A wide variety of wireless communication techniques can be used to transmit and receive data between a transceiver, e.g., a base station, and a terminal, e.g., a mobile phone or station. Exemplary network types include time division multiplexing (TDM), frequency division (FDM), and code division. Each of these systems has concomitant advantages and disadvantages. For example, single carrier systems, such as TDM and FDM, suffer problems from signal delay spread, which can degrade system performance and impact the overall efficiency.
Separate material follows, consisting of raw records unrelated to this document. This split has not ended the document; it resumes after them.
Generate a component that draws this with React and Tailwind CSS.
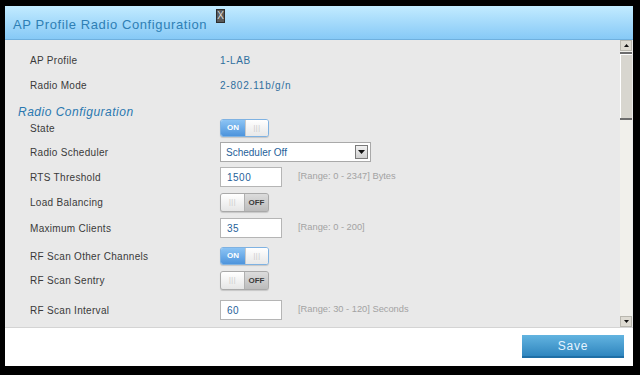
import React from "react";

const font = { fontFamily: '"Liberation Sans", Arial, sans-serif' };

function Toggle({ on }) {
    if (on) {
        return (
            <div className="flex h-[18px] w-[49px] rounded-[3px] border border-[#7fb2e2] bg-white shadow-[0_1px_1px_rgba(0,0,0,0.15)] overflow-hidden">
                <div className="flex w-[24px] items-center justify-center bg-gradient-to-b from-[#8cc4f4] to-[#4d94dc] text-[8px] font-bold text-white">ON</div>
                <div className="flex flex-1 items-center justify-center border-l border-[#c9c9c9] bg-gradient-to-b from-white to-[#e8e8e8] text-[7px] text-[#c8c8c8] tracking-[0.5px]">|||</div>
            </div>
        );
    }
    return (
        <div className="flex h-[19px] w-[49px] rounded-[3px] border border-[#a9a9a9] bg-[#c8c8c8] shadow-[0_1px_1px_rgba(0,0,0,0.15)] overflow-hidden">
            <div className="flex w-[24px] items-center justify-center bg-gradient-to-b from-white to-[#e6e6e6] border-r border-[#b0b0b0] text-[7px] text-[#c8c8c8] tracking-[0.5px]">|||</div>
            <div className="flex flex-1 items-center justify-center bg-gradient-to-b from-[#dcdcdc] to-[#bcbcbc] text-[8px] font-bold text-[#3a3a3a]">OFF</div>
        </div>
    );
}

function Input({ value }) {
    return (
        <div className="flex h-[20px] w-[62px] items-center border border-[#b5b5b5] bg-white pl-[6px] text-[10px] tracking-[0.5px] text-[#1f5f9a]">
            {value}
        </div>
    );
}

function Row({ label, mt, h, children }) {
    return (
        <div className={`flex items-center ${mt} ${h}`}>
            <div className="w-[190px] text-[10px] tracking-[0.3px] text-[#3a3a3a]">{label}</div>
            <div className="flex items-center">{children}</div>
        </div>
    );
}

function Range({ children }) {
    return <span className="ml-[16px] text-[9.3px] text-[#a3a3a3]">{children}</span>;
}

export default function App() {
    return (
        <div className="h-[375px] w-[640px] bg-black pl-[5px] pt-[6px]" style={font}>
            <div className="flex h-[360px] w-[628px] flex-col bg-[#e9e9e9]">
                {/* header */}
                <div className="flex h-[34px] items-start border-b border-[#6fb0de] bg-gradient-to-b from-[#c2ebff] to-[#86c9f6] pl-[8px]">
                    <div className="mt-[9px] text-[13px] tracking-[0.6px] text-[#2e7fb5]">AP Profile Radio Configuration</div>
                    <div className="ml-[9px] mt-[3px] flex h-[14px] w-[9px] items-center justify-center border border-[#2e2e2e] bg-[#5a5a5a] text-[10px] leading-none text-[#dcdcdc]">X</div>
                </div>

                {/* content */}
                <div className="flex h-[287px]">
                    <div className="flex-1 overflow-hidden pl-[25px] pt-[10px]">
                        <Row label="AP Profile" mt="mt-0" h="h-[20px]">
                            <span className="text-[10px] tracking-[0.6px] text-[#2f6f9e]">1-LAB</span>
                        </Row>
                        <Row label="Radio Mode" mt="mt-[5px]" h="h-[20px]">
                            <span className="text-[10px] tracking-[0.8px] text-[#2f6f9e]">2-802.11b/g/n</span>
                        </Row>
                        <div className="-ml-[12px] mt-[8px] h-[16px] text-[12px] italic tracking-[0.5px] text-[#2a78b0]">Radio Configuration</div>
                        <Row label="State" mt="mt-0" h="h-[18px]">
                            <Toggle on />
                        </Row>
                        <Row label="Radio Scheduler" mt="mt-[5px]" h="h-[20px]">
                            <div className="flex h-[20px] w-[151px] items-center justify-between border border-[#a9a9a9] bg-white pl-[5px] pr-[2px]">
                                <span className="text-[10px] text-[#1f5f9a]">Scheduler Off</span>
                                <div className="flex h-[14px] w-[13px] items-center justify-center border border-[#7a7a7a] bg-gradient-to-b from-[#f2f2f2] to-[#cfcfcf]">
                                    <svg width="7" height="4" viewBox="0 0 7 4"><path d="M0 0h7L3.5 4z" fill="#111" /></svg>
                                </div>
                            </div>
                        </Row>
                        <Row label="RTS Threshold" mt="mt-[5px]" h="h-[20px]">
                            <Input value="1500" />
                            <Range>[Range: 0 - 2347] Bytes</Range>
                        </Row>
                        <Row label="Load Balancing" mt="mt-[6px]" h="h-[19px]">
                            <Toggle />
                        </Row>
                        <Row label="Maximum Clients" mt="mt-[6px]" h="h-[20px]">
                            <Input value="35" />
                            <Range>[Range: 0 - 200]</Range>
                        </Row>
                        <Row label="RF Scan Other Channels" mt="mt-[9px]" h="h-[18px]">
                            <Toggle on />
                        </Row>
                        <Row label="RF Scan Sentry" mt="mt-[6px]" h="h-[19px]">
                            <Toggle />
                        </Row>
                        <Row label="RF Scan Interval" mt="mt-[10px]" h="h-[20px]">
                            <Input value="60" />
                            <Range>[Range: 30 - 120] Seconds</Range>
                        </Row>
                    </div>

                    {/* scrollbar */}
                    <div className="mr-[1px] flex w-[12px] flex-col bg-[#f1f0eb]">
                        <div className="flex h-[11px] items-center justify-center border border-[#b9b7ae] bg-[#dedbd2]">
                            <svg width="5" height="3" viewBox="0 0 5 3"><path d="M0 3h5L2.5 0z" fill="#111" /></svg>
                        </div>
                        <div className="mt-[1px] h-[68px] border-y-2 border-[#6d6d6d] bg-[#d8d6cf] shadow-[inset_1px_1px_0_#fff]"></div>
                        <div className="flex-1"></div>
                        <div className="flex h-[11px] items-center justify-center border border-[#b9b7ae] bg-[#dedbd2]">
                            <svg width="5" height="3" viewBox="0 0 5 3"><path d="M0 0h5L2.5 3z" fill="#111" /></svg>
                        </div>
                    </div>
                </div>

                {/* footer */}
                <div className="flex h-[39px] items-start justify-end border-t border-[#d4d4d4] bg-white pr-[9px] pt-[7px]">
                    <button className="h-[23px] w-[102px] border-b-2 border-[#1f6fa6] bg-gradient-to-b from-[#62b4e0] to-[#2f86bf] text-[12px] tracking-[0.8px] text-[#e6f4ff]">Save</button>
                </div>
            </div>
        </div>
    );
}
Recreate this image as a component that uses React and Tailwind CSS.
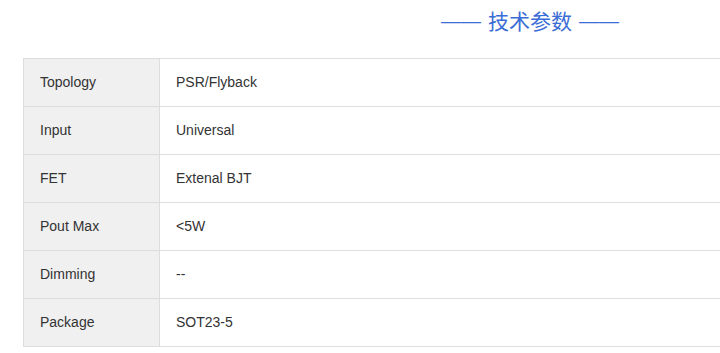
const rows = [
    ['Topology', 'PSR/Flyback'],
    ['Input', 'Universal'],
    ['FET', 'Extenal BJT'],
    ['Pout Max', '<5W'],
    ['Dimming', '--'],
    ['Package', 'SOT23-5'],
]

export default function App() {
    return (
        <div className="w-[720px] h-[353px] overflow-hidden bg-white font-['Liberation_Sans',Arial,sans-serif]">
            <div className="w-[1014px] ml-[23px]">
                {/* Section title */}
                <div className="h-[42px] flex items-center justify-center gap-[7px] text-[#3b6dd6]">
                    <span className="text-[20px] font-['Liberation_Sans',sans-serif]">——</span>
                    <span className="text-[21px] font-['Noto_Sans_CJK_SC',sans-serif]">技术参数</span>
                    <span className="text-[20px] font-['Liberation_Sans',sans-serif]">——</span>
                </div>

                {/* Spec table */}
                <div className="mt-[16px] border-l border-t border-[#dddddd] text-[14px] text-[#333333]">
                    {rows.map(([label, value]) => (
                        <div key={label} className="grid grid-cols-[136px_1fr] h-[48px]">
                            <div className="flex items-center pl-4 bg-[#f0f0f0] border-r border-b border-[#dddddd]">
                                {label}
                            </div>
                            <div className="flex items-center pl-4 border-r border-b border-[#dddddd]">
                                {value}
                            </div>
                        </div>
                    ))}
                </div>
            </div>
        </div>
    )
}
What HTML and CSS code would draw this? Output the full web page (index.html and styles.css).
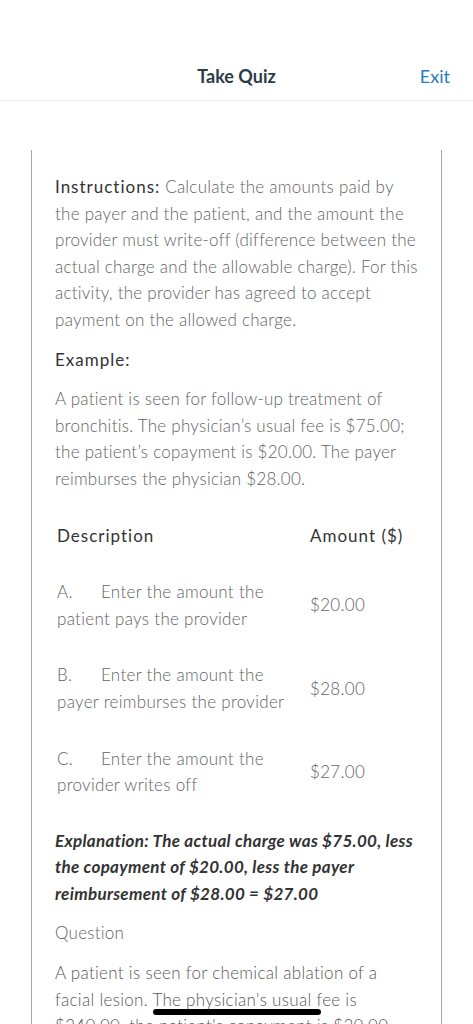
FILE: index.html
```html
<!DOCTYPE html>
<html lang="en">
<head>
    <meta charset="UTF-8">
    <meta name="viewport" content="width=device-width, initial-scale=1.0">
    <title>Take Quiz</title>
    <link rel="stylesheet" href="styles.css">
</head>
<body>
<div class="header">
    <div class="header-side"></div>
    <h1>Take Quiz</h1>
    <div class="header-side"><a href="#" class="exit">Exit</a></div>
</div>

<div class="quiz-frame">
    <p><span class="label">Instructions:</span> Calculate the amounts paid by the payer and the patient, and the amount the provider must write-off (difference between the actual charge and the allowable charge). For this activity, the provider has agreed to accept payment on the allowed charge.</p>
    <p class="label">Example:</p>
    <p>A patient is seen for follow-up treatment of bronchitis. The physician’s usual fee is $75.00; the patient’s copayment is $20.00. The payer reimburses the physician $28.00.</p>

    <div class="amount-table">
        <div class="cell head">Description</div>
        <div class="cell head">Amount ($)</div>

        <div class="cell"><span class="letter">A.</span>Enter the amount the patient pays the provider</div>
        <div class="cell amount">$20.00</div>

        <div class="cell"><span class="letter">B.</span>Enter the amount the payer reimburses the provider</div>
        <div class="cell amount">$28.00</div>

        <div class="cell"><span class="letter">C.</span>Enter the amount the provider writes off</div>
        <div class="cell amount">$27.00</div>
    </div>

    <p class="explanation">Explanation: The actual charge was $75.00, less the copayment of $20.00, less the payer reimbursement of $28.00 = $27.00</p>
    <p>Question</p>
    <p class="question">A patient is seen for chemical ablation of a facial lesion. The physician's usual fee is $240.00, the patient's copayment is $20.00. The payer reimburses the physician $150.00.</p>
</div>

<div class="home-indicator"></div>
</body>
</html>
```

FILE: styles.css
```css
* {
    margin: 0;
    padding: 0;
    box-sizing: border-box;
}
body {
    font-family: Lato, 'Noto Sans', sans-serif;
    background-color: #ffffff;
    color: #2d3b45;
    overflow: hidden;
}
.header {
    height: 101px;
    padding: 51px 23px 0 23px;
    border-bottom: 1px solid #ececec;
    display: flex;
    align-items: center;
    justify-content: space-between;
}
.header h1 {
    font-size: 18px;
    font-weight: bold;
    color: #2d3b45;
}
.header-side {
    width: 60px;
    text-align: right;
}
.exit {
    font-size: 18px;
    color: #2b7abc;
    text-decoration: none;
}
.quiz-frame {
    margin: 49px 31px 0 31px;
    border-left: 1px solid #a6a6a6;
    border-right: 1px solid #a6a6a6;
    padding: 24px 19px 40px 23px;
    min-height: 900px;
}
.quiz-frame p {
    font-size: 17px;
    line-height: 26.6px;
    font-weight: 300;
    letter-spacing: 0.25px;
    color: #626262;
    margin-bottom: 13px;
}
.quiz-frame p.label,
.quiz-frame .label {
    font-weight: normal;
    letter-spacing: 1px;
    color: #333333;
}
.amount-table {
    display: grid;
    grid-template-columns: 253px 1fr;
    margin: 15px 0 14px 0;
}
.cell {
    font-size: 17px;
    line-height: 26.6px;
    font-weight: 300;
    letter-spacing: 0.3px;
    color: #626262;
    padding: 15px 2px;
}
.cell.head {
    font-weight: normal;
    letter-spacing: 1px;
    color: #333333;
}
.cell.amount {
    display: flex;
    align-items: center;
}
.letter {
    display: inline-block;
    width: 44px;
}
.quiz-frame p.explanation {
    font-weight: bold;
    font-style: italic;
    letter-spacing: 0.3px;
    color: #333333;
}
.quiz-frame p.question {
    color: #585858;
    letter-spacing: 0.3px;
    margin-right: 4px;
}
.home-indicator {
    position: fixed;
    left: 50%;
    bottom: 9px;
    width: 168px;
    height: 6px;
    margin-left: -84px;
    border-radius: 3px;
    background: #000000;
}
```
Simulcasting techniques for wireless communication are well known in the art. In general, a plurality of transmitting stations each simultaneously transmits a given signal from the same frequency (FDM) and/or time (TDM) slots. Users within areas covered by the simulcasting transmitters receive the simulcast signals. When near cell boundaries, a user will receive a simulcast signal from each base station serving a neighboring cell. Simulcasting enhances coverage and spectrum efficiency as compared to systems that broadcast a given signal on different channels for each user requesting the signal when the same signal is requested by multiple users.
However, simulcasting systems suffer some of the same disadvantages as non-simulcasting technologies. For example, single carrier simulcasting systems typically suffer problems from signal delay spread and co-channel interference and limited frequency re-use for non-simulcast signals. Furthermore, delay spread can be even longer in simulcast systems since the signal is transmitted by many base stations which may be located at a range of distances from a mobile receiver.
Multiple-input multiple-output (MIMO) is another technique that increases spectral efficiency. In MIMO systems, multiple transmit antennas transmit different signals, all of which are separated and detected by multiple receive antennas. In general, with M receive antennas, up to M signals, either MIMO or co-channel interfering signals, or a combination thereof, can be separated and detected and/or suppressed at the receiver. Thus, when co-channel interference is not present, the use of N transmit and M receive antennas results in an increase in link capacity of the minimum of N and M, i.e., if N less than or equal to M, an N-fold increase in capacity, theoretically without any increase in total transmit power. However, N-fold MIMO increases the number of co-channel interferers N-fold, requiring an N-fold increase in the number of receive antennas to suppress the co-channel interference. Alternatively, for a given number of receive antennas, the degree of MIMO permitted in a system is reduced with aggressive frequency re-use, if MIMO is permitted at all.
It would, therefore, be desirable to provide a wireless simulcasting communication system that overcomes the aforesaid and other disadvantages.